The second part of the assignment concern instead linkage-based clustering. We will use the AgglomerativeClustering module of sklearn. 

In [None]:
# Import required packages
from sklearn.cluster import AgglomerativeClustering
from sklearn import metrics, datasets
from sklearn.datasets.samples_generator import make_blobs
from sklearn.preprocessing import StandardScaler


# Load sample data
data = np.load('data/moon_data.npz')
print(data.files)
X = data['X']
labels_true = data['labels_true']

### TO DO 10: 

Now exploit the AgglomerativeClustering algorithm on the provided sample data points. Use the "single" linkage type that correspond to the minimum distance criteria seen in the lectures and 2 clusters. Notice that the "single" option has been introduced recently in sklearn, if you get an error ensure you have a recent version of the library. Plot the resulting clustering.

In [None]:
# #############################################################################
# Compute Agglomerative Clustering

# Standarize features
scaler = StandardScaler()
X_std = scaler.fit_transform(X)

db = AgglomerativeClustering(n_clusters=2,linkage="single")
db.fit(X_std) 

In [None]:
# Plot result

fig = pyplot.figure(figsize=(15,6))
ax1 = fig.add_subplot(1, 2, 1, projection="3d")
r, g, b = list(X[:,0]), list(X[:,1]), list(labels_true)

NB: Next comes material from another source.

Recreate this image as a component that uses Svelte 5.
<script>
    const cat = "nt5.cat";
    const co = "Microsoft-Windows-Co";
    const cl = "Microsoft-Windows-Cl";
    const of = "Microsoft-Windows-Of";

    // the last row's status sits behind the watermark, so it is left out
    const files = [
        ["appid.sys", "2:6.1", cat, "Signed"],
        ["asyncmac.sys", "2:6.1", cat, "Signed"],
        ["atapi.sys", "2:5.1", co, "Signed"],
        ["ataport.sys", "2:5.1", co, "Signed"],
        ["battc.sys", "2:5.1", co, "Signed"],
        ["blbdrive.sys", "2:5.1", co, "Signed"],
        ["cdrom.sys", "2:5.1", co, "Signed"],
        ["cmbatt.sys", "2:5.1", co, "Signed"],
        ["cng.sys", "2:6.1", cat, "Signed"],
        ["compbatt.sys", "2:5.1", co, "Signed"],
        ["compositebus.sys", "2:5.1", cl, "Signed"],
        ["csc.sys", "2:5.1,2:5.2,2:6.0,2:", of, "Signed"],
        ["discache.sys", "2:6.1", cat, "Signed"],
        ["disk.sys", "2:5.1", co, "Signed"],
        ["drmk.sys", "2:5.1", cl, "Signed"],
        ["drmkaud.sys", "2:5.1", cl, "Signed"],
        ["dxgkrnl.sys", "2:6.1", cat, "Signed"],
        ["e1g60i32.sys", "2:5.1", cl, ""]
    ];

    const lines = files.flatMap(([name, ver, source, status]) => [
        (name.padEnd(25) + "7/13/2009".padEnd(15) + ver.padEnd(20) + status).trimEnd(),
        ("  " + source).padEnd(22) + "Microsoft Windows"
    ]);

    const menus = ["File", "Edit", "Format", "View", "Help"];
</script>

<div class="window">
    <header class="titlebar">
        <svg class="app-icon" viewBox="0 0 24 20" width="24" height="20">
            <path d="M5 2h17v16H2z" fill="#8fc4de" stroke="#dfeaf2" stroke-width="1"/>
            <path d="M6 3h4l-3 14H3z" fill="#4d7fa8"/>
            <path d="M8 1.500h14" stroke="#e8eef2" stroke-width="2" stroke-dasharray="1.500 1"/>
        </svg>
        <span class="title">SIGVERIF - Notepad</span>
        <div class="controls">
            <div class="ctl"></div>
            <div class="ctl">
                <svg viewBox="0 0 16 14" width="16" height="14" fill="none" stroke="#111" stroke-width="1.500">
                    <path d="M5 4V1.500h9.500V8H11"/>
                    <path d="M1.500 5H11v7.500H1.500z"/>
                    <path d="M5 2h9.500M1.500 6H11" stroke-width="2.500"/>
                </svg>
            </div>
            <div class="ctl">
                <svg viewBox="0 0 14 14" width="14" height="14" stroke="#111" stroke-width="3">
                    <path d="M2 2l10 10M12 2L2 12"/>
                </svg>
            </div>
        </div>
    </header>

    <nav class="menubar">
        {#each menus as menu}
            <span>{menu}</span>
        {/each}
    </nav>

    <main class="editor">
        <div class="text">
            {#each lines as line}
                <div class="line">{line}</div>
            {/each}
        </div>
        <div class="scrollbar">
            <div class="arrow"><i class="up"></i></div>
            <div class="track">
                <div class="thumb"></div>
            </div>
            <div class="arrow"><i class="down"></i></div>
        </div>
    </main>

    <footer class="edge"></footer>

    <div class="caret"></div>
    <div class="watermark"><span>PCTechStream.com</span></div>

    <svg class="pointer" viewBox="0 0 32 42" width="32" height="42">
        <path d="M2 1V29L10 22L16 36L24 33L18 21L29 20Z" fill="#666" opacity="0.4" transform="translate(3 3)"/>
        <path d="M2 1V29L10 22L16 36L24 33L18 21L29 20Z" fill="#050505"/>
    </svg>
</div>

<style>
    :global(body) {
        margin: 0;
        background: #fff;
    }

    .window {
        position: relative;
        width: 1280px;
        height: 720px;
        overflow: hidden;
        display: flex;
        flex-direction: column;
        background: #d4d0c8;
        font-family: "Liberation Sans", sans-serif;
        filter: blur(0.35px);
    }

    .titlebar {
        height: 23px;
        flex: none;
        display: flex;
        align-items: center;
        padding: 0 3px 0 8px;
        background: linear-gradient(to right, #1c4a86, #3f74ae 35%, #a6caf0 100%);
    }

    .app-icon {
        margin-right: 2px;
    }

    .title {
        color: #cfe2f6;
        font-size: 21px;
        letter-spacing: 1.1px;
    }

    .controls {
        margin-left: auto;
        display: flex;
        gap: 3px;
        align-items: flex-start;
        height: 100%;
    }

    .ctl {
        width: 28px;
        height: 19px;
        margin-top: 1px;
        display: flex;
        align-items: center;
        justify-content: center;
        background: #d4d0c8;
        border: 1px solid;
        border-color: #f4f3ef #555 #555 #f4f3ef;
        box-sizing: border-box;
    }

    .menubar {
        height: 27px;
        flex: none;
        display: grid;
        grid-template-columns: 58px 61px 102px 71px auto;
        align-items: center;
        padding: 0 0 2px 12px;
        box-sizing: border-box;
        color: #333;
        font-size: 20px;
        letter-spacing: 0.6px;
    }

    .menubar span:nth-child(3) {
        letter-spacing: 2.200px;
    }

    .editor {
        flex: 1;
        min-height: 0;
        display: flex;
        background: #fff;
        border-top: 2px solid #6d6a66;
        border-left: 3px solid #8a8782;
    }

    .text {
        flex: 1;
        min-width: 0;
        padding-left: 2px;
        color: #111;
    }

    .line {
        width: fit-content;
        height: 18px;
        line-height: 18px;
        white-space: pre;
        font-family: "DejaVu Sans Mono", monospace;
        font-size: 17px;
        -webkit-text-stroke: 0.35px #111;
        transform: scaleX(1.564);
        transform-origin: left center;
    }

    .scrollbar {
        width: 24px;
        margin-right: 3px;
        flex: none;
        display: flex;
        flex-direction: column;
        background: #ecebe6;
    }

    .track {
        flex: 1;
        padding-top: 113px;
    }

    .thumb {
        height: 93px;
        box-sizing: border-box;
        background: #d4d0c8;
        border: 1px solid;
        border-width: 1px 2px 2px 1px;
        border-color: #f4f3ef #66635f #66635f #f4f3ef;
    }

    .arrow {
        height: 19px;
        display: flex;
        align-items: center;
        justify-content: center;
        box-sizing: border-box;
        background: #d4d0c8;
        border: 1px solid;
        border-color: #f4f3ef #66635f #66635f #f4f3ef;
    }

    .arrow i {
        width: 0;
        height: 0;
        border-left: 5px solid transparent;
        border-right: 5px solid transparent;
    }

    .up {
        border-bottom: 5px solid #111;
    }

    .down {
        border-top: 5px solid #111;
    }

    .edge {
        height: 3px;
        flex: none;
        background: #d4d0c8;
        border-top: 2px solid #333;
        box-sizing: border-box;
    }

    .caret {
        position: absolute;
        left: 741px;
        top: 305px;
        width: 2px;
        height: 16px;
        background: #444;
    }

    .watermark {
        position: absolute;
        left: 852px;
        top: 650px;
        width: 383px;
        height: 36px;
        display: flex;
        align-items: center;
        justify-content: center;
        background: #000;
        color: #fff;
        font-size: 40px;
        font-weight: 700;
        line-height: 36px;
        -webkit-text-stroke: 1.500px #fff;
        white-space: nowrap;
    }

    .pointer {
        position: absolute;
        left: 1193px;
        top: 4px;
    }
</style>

ax1.scatter(r, g, b, c=labels_true, s=5, marker="o")
ax1.set_xlabel("Red")
ax1.set_ylabel("Green")
ax1.set_zlabel("Blue")
ax1.set_title("Original RGB image")

ax2 = fig.add_subplot(1, 2, 2, projection="3d")
ax2.scatter(r, g, b, marker="o", c=db.labels_, s=1, cmap='viridis', zorder=0, alpha=0.5 )
ax2.set_xlabel("Red")
ax2.set_ylabel("Green")
ax2.set_zlabel("Blue")
ax2.set_title("Clustered RGB image")

pyplot.show()

### TO DO 11: 

Now try the KMeans with two clusters on the same dataset we used for the AgglomerativeClustering algorithm.

In [None]:
kmeans =  KMeans(n_clusters=2,init='random')
kmeans.fit(X_std)

ax = plt.figure(figsize=(8,8)).add_subplot(1,1,1,projection='3d')

# RGB plot
ax.set_xlabel("Red")
ax.set_ylabel("Green")
ax.set_zlabel("Blue")
ax.set_title("Cluster with sklearn")
ax.scatter(r, g, b, marker="o", c=kmeans.labels_, s=1, cmap='viridis', zorder=0, alpha=0.5 )
ax.scatter(kmeans.cluster_centers_[:,0], kmeans.cluster_centers_[:,1], c='black', s=400, zorder=10)
pyplot.show()

## Question 4:

Compare the results of K-means and Agglomerative Clustering and explain what you observe and why?

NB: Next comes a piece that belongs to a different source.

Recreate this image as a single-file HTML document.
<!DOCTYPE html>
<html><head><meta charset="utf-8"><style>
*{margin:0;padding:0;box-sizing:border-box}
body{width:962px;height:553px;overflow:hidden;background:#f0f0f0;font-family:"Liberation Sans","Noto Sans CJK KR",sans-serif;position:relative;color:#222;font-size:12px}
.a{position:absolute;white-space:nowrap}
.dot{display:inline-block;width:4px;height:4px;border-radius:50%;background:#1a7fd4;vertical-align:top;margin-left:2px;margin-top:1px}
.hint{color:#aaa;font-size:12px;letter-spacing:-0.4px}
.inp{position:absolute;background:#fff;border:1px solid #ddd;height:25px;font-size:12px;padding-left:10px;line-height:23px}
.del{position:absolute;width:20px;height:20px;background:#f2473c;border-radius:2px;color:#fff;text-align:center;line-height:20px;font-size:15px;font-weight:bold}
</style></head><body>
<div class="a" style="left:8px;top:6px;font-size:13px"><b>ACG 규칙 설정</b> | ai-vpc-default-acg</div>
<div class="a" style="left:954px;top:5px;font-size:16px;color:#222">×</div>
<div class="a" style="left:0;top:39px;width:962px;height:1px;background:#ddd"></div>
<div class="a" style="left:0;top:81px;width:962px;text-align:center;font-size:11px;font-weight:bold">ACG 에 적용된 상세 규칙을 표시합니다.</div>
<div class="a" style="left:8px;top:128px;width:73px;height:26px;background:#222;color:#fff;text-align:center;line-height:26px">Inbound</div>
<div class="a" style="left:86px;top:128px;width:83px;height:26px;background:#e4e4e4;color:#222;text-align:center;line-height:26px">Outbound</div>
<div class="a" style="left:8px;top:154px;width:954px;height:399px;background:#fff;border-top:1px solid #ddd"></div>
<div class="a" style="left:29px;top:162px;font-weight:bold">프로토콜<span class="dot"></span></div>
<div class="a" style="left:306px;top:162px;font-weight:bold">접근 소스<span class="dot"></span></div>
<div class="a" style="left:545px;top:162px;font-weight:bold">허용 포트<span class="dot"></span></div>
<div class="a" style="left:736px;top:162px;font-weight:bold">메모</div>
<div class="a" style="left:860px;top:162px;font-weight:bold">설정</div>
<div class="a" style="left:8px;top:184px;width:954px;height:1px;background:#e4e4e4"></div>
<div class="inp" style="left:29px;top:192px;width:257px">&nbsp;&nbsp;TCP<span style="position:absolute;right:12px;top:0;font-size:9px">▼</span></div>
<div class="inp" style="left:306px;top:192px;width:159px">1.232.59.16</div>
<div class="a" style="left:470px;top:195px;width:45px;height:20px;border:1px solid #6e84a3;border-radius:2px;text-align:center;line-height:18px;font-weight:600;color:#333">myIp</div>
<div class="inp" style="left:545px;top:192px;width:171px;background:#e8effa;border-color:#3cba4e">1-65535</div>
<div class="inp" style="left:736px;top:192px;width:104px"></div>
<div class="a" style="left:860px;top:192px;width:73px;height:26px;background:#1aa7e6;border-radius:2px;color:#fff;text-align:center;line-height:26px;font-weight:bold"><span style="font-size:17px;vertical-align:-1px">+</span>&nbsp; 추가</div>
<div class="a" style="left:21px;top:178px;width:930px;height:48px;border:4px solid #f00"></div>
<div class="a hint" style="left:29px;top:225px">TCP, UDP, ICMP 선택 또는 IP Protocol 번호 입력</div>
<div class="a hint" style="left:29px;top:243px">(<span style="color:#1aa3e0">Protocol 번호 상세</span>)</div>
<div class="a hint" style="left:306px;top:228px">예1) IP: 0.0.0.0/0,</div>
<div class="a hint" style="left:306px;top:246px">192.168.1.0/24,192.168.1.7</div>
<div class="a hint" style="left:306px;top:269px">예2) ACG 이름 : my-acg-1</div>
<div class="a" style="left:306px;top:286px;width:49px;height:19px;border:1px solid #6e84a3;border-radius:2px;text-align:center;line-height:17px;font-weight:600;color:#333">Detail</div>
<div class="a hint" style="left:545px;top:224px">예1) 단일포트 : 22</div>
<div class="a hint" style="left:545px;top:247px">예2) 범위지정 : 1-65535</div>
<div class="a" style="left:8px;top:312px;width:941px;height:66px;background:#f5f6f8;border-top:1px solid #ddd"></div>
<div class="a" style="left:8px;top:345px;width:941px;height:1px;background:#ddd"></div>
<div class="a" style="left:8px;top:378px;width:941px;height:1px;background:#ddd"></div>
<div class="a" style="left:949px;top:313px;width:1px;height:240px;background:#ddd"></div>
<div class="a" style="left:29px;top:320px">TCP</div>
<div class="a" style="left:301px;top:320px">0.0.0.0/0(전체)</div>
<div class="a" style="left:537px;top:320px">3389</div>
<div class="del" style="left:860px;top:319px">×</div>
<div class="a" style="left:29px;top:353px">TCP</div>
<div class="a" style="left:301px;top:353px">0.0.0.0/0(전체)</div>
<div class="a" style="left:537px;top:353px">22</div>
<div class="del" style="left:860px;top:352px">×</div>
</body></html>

There is an obvious distance between the two methods: while agglomerative clustering group the points in a way that is visibly "more correct", the k means algorithm seems to "act" better in the vertical dimension, since it divide the points into two clusters basing on their relative distances and don't taking into account the fact that they are located into different plains. This phenomenon is due to the research of a spherycal n-dimensional symmetry that the k-means wants to find.